The acquisition and diversification strategy has worked. Analysts covering NOG expect it to report annual revenue for 2024 of $2.2 billion and adjusted net income of $594 million. Since 2018 that’s a compound annual growth of 22% and 27% respectively. With the growth NOG now produces enough free cash flows to reward shareholders with one of the higher dividend rates in the sector. They recently raised their quarterly dividend to 42 cents a share, up 11% from a year ago.

Another good thing about the nonoperator model is it could conceivably work with other energy markets. The greening of the US energy system is still a long way a way and natural gas may prove to be a bridge of sorts, but new new markets are also developing.

“We really are getting to this point in US energy, which is that inventory is becoming a problem. So the Permian Basin is 60 to 70 percent drilled at this point,” O’Grady said.

O’Grady says that operators are doing amazing things in the Williston to keep production going, “but it is in the eighth inning of its life.”

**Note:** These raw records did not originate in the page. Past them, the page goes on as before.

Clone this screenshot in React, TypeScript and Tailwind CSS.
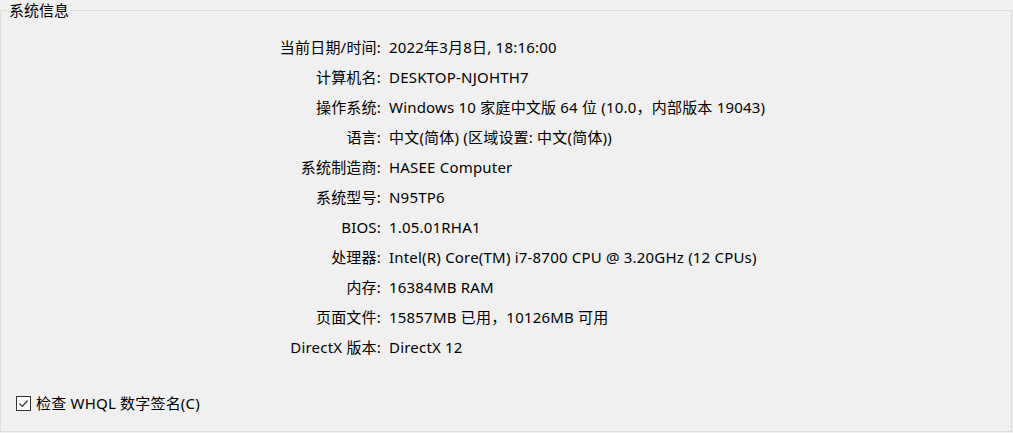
const ROWS: [string, string][] = [
  ["当前日期/时间:", "2022年3月8日, 18:16:00"],
  ["计算机名:", "DESKTOP-NJOHTH7"],
  ["操作系统:", "Windows 10 家庭中文版 64 位 (10.0，内部版本 19043)"],
  ["语言:", "中文(简体) (区域设置: 中文(简体))"],
  ["系统制造商:", "HASEE Computer"],
  ["系统型号:", "N95TP6"],
  ["BIOS:", "1.05.01RHA1"],
  ["处理器:", "Intel(R) Core(TM) i7-8700 CPU @ 3.20GHz (12 CPUs)"],
  ["内存:", "16384MB RAM"],
  ["页面文件:", "15857MB 已用，10126MB 可用"],
  ["DirectX 版本:", "DirectX 12"],
];

export default function App() {
  return (
    <div
      className="h-[433px] w-[1013px] overflow-hidden bg-[#f0f0f0] text-[15px] text-black"
      style={{ fontFamily: '"Noto Sans", "Noto Sans CJK SC", sans-serif' }}
    >
      <fieldset className="m-0 h-[432px] w-[1012px] border border-[#dcdcdc] px-0 pb-0 pt-0">
        <legend className="ml-[6px] px-[2px] leading-[20px]">系统信息</legend>

        {/* info rows */}
        <div className="mt-[12px] grid grid-cols-[380px_1fr] gap-x-[8px] tracking-[0.2px]">
          {ROWS.map(([label, value]) => (
            <div key={label} className="contents">
              <div className="h-[30px] text-right leading-[30px] whitespace-nowrap">{label}</div>
              <div className="h-[30px] leading-[30px] whitespace-nowrap">{value}</div>
            </div>
          ))}
        </div>

        {/* WHQL checkbox */}
        <label className="mt-[31px] ml-[15px] flex items-center gap-[5px] leading-[20px] tracking-[0.2px]">
          <span className="flex h-[15px] w-[15px] items-center justify-center border border-[#333] bg-white">
            <svg width="11" height="11" viewBox="0 0 11 11" fill="none">
              <path d="M1.5 5.5 L4.3 8.3 L9.5 2.5" stroke="#333" strokeWidth="1.2" />
            </svg>
          </span>
          <span>检查 WHQL 数字签名(C)</span>
        </label>
      </fieldset>
    </div>
  );
}
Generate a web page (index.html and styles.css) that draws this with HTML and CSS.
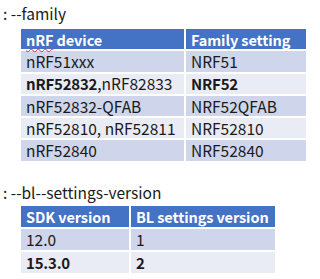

O’Grady says a lot of those emerging technologies from an investment perspective are still in the early stages and NOG has been more of a late-stage entrant. Still, it is studying those markets.

“We’ve looked at almost everything under the sun,” O’Grady said. “We could own a nonoperated interest in everything. …I would say this, that as a company, you know, over time, I think we’ll invest in whatever the future is.”